**WORK TO DO:** Begin with the first line and repeat exactly through the line containing "import React from"; leave every image out.

[BEGIN DATASET EXTRACT]

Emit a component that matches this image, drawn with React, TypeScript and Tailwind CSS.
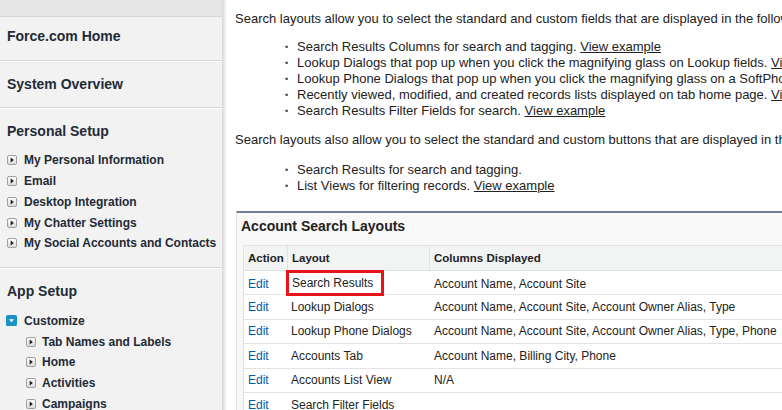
import React from "react";

const GrayArrow = () => (
  <svg width="10" height="10" viewBox="0 0 10 10" className="shrink-0">
    <defs>
      <linearGradient id="grayBox" x1="0" y1="0" x2="0" y2="1">
        <stop offset="0" stopColor="#ffffff" />
        <stop offset="1" stopColor="#d9d9d9" />
      </linearGradient>
    </defs>
    <rect x="0.5" y="0.5" width="9" height="9" rx="1.5" fill="url(#grayBox)" stroke="#a0a0a0" />
    <path d="M3.7 2.6 L6.8 5 L3.7 7.4 Z" fill="#1c1c1c" />
  </svg>
);

const BlueArrow = () => (
  <svg width="11" height="11" viewBox="0 0 11 11" className="shrink-0">
    <rect x="0" y="0" width="11" height="11" rx="1.5" fill="#1b92c4" />
    <path d="M2.9 4.2 L8.1 4.2 L5.5 7.2 Z" fill="#ffffff" />
  </svg>
);

const personal = [
  "My Personal Information",
  "Email",
  "Desktop Integration",
  "My Chatter Settings",
  "My Social Accounts and Contacts",
];

const customize = ["Tab Names and Labels", "Home", "Activities", "Campaigns"];

const fieldBullets = [
  { text: "Search Results Columns for search and tagging.", link: "View example" },
  { text: "Lookup Dialogs that pop up when you click the magnifying glass on Lookup fields.", link: "View example" },
  { text: "Lookup Phone Dialogs that pop up when you click the magnifying glass on a SoftPhone.", link: "View example" },
  { text: "Recently viewed, modified, and created records lists displayed on tab home page.", link: "View example" },
  { text: "Search Results Filter Fields for search.", link: "View example" },
];

const buttonBullets = [
  { text: "Search Results for search and tagging.", link: "" },
  { text: "List Views for filtering records.", link: "View example" },
];

const rows = [
  { layout: "Search Results", cols: "Account Name, Account Site", marked: true },
  { layout: "Lookup Dialogs", cols: "Account Name, Account Site, Account Owner Alias, Type" },
  { layout: "Lookup Phone Dialogs", cols: "Account Name, Account Site, Account Owner Alias, Type, Phone" },
  { layout: "Accounts Tab", cols: "Account Name, Billing City, Phone" },
  { layout: "Accounts List View", cols: "N/A" },
  { layout: "Search Filter Fields", cols: "" },
];

function Bullets({ items }: { items: { text: string; link: string }[] }) {
  return (
    <ul className="pl-[50px]">
      {items.map((b) => (
        <li key={b.text} className="flex h-[16px] items-center whitespace-nowrap">
          <span className="w-[12px] shrink-0 text-[9px] text-[#444]">•</span>
          <span>
            {b.text}
            {b.link && (
              <>
                {" "}
                <a className="underline">{b.link}</a>
              </>
            )}
          </span>
        </li>
      ))}
    </ul>
  );
}

export default function App() {
  return (
    <div className="flex h-[410px] w-[782px] overflow-hidden bg-white font-['Liberation_Sans',Arial,sans-serif]">
      <aside className="flex w-[222px] shrink-0 flex-col overflow-hidden bg-[#f2f2f2] text-[#222a36]">
        <div className="h-[17px] shrink-0 border-b border-b-[#d8d8d8] bg-[#e6e6e6]" />
        <div className="flex h-[44px] shrink-0 items-center border-b border-b-[#d8d8d8] pb-[4px] pl-[7px] text-[14px] font-bold">
          Force.com Home
        </div>
        <div className="flex h-[47px] shrink-0 items-center border-b border-t border-b-[#d8d8d8] border-t-white pl-[7px] text-[14px] font-bold">
          System Overview
        </div>
        <div className="h-[160px] shrink-0 border-b border-t border-b-[#d8d8d8] border-t-white pt-[13px]">
          <div className="pl-[7px] text-[14px] font-bold leading-[18px]">Personal Setup</div>
          <div className="mt-[10px]">
            {personal.map((p) => (
              <div key={p} className="flex h-[20.75px] items-center gap-[7px] pl-[7px] text-[12px] font-bold">
                <GrayArrow />
                {p}
              </div>
            ))}
          </div>
        </div>
        <div className="shrink-0 border-t border-t-white pt-[13px]">
          <div className="pl-[7px] text-[14px] font-bold leading-[18px]">App Setup</div>
          <div className="mt-[10.6px]">
            <div className="flex h-[20.75px] items-center gap-[7px] pl-[6px] text-[12px] font-bold">
              <BlueArrow />
              Customize
            </div>
            {customize.map((c) => (
              <div key={c} className="flex h-[20.75px] items-center gap-[6px] pl-[26px] text-[12px] font-bold">
                <GrayArrow />
                {c}
              </div>
            ))}
          </div>
        </div>
      </aside>
      <div className="w-[5px] shrink-0 bg-gradient-to-r from-[#d6d6d6] to-white" />

      <main className="min-w-0 flex-1 overflow-hidden pl-[8px] pt-[11px] text-[13px] leading-[16px] text-[#222]">
        <p className="whitespace-nowrap">
          Search layouts allow you to select the standard and custom fields that are displayed in the following:
        </p>
        <div className="mt-[12px]">
          <Bullets items={fieldBullets} />
        </div>
        <p className="mt-[13px] whitespace-nowrap">
          Search layouts also allow you to select the standard and custom buttons that are displayed in the following:
        </p>
        <div className="mt-[14px]">
          <Bullets items={buttonBullets} />
        </div>

        <section className="ml-[1px] mt-[17px] w-[700px] border-l border-t-[2px] border-l-[#e3e3e3] border-t-[#747d94] bg-[#f8f8f8] pl-[4px]">
          <h2 className="flex h-[32px] items-center pb-[6px] text-[14px] font-bold text-[#222]">
            Account Search Layouts
          </h2>
          <div className="ml-[2px] border-l border-t border-[#e0e3e5] bg-white text-[12px]">
            <div className="grid h-[25px] grid-cols-[43px_142px_1fr] border-b border-[#e0e3e5] bg-[#f2f3f3] text-[11.5px] font-bold text-[#222]">
              <div className="flex items-center pl-[4px]">Action</div>
              <div className="flex items-center border-l border-[#e0e3e5] pl-[4px]">Layout</div>
              <div className="flex items-center border-l border-[#e0e3e5] pl-[4px]">Columns Displayed</div>
            </div>
            {rows.map((r) => (
              <div key={r.layout} className="grid h-[24.4px] grid-cols-[43px_142px_1fr] border-b border-[#e3e3e3]">
                <div className="flex items-center pl-[4px] text-[#015ba7]">Edit</div>
                <div className="flex items-center">
                  {r.marked ? (
                    <span className="-ml-[1px] -mt-[1px] flex h-[26px] w-[98px] items-center self-start border-[3px] border-[#e8141c] pl-[3px]">
                      {r.layout}
                    </span>
                  ) : (
                    <span className="pl-[4px]">{r.layout}</span>
                  )}
                </div>
                <div className="flex items-center whitespace-nowrap pl-[5px]">{r.cols}</div>
              </div>
            ))}
          </div>
        </section>
      </main>
    </div>
  );
}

[END DATASET EXTRACT]

**FINAL RESULT:**
Emit a component that matches this image, drawn with React, TypeScript and Tailwind CSS.
import React from "react";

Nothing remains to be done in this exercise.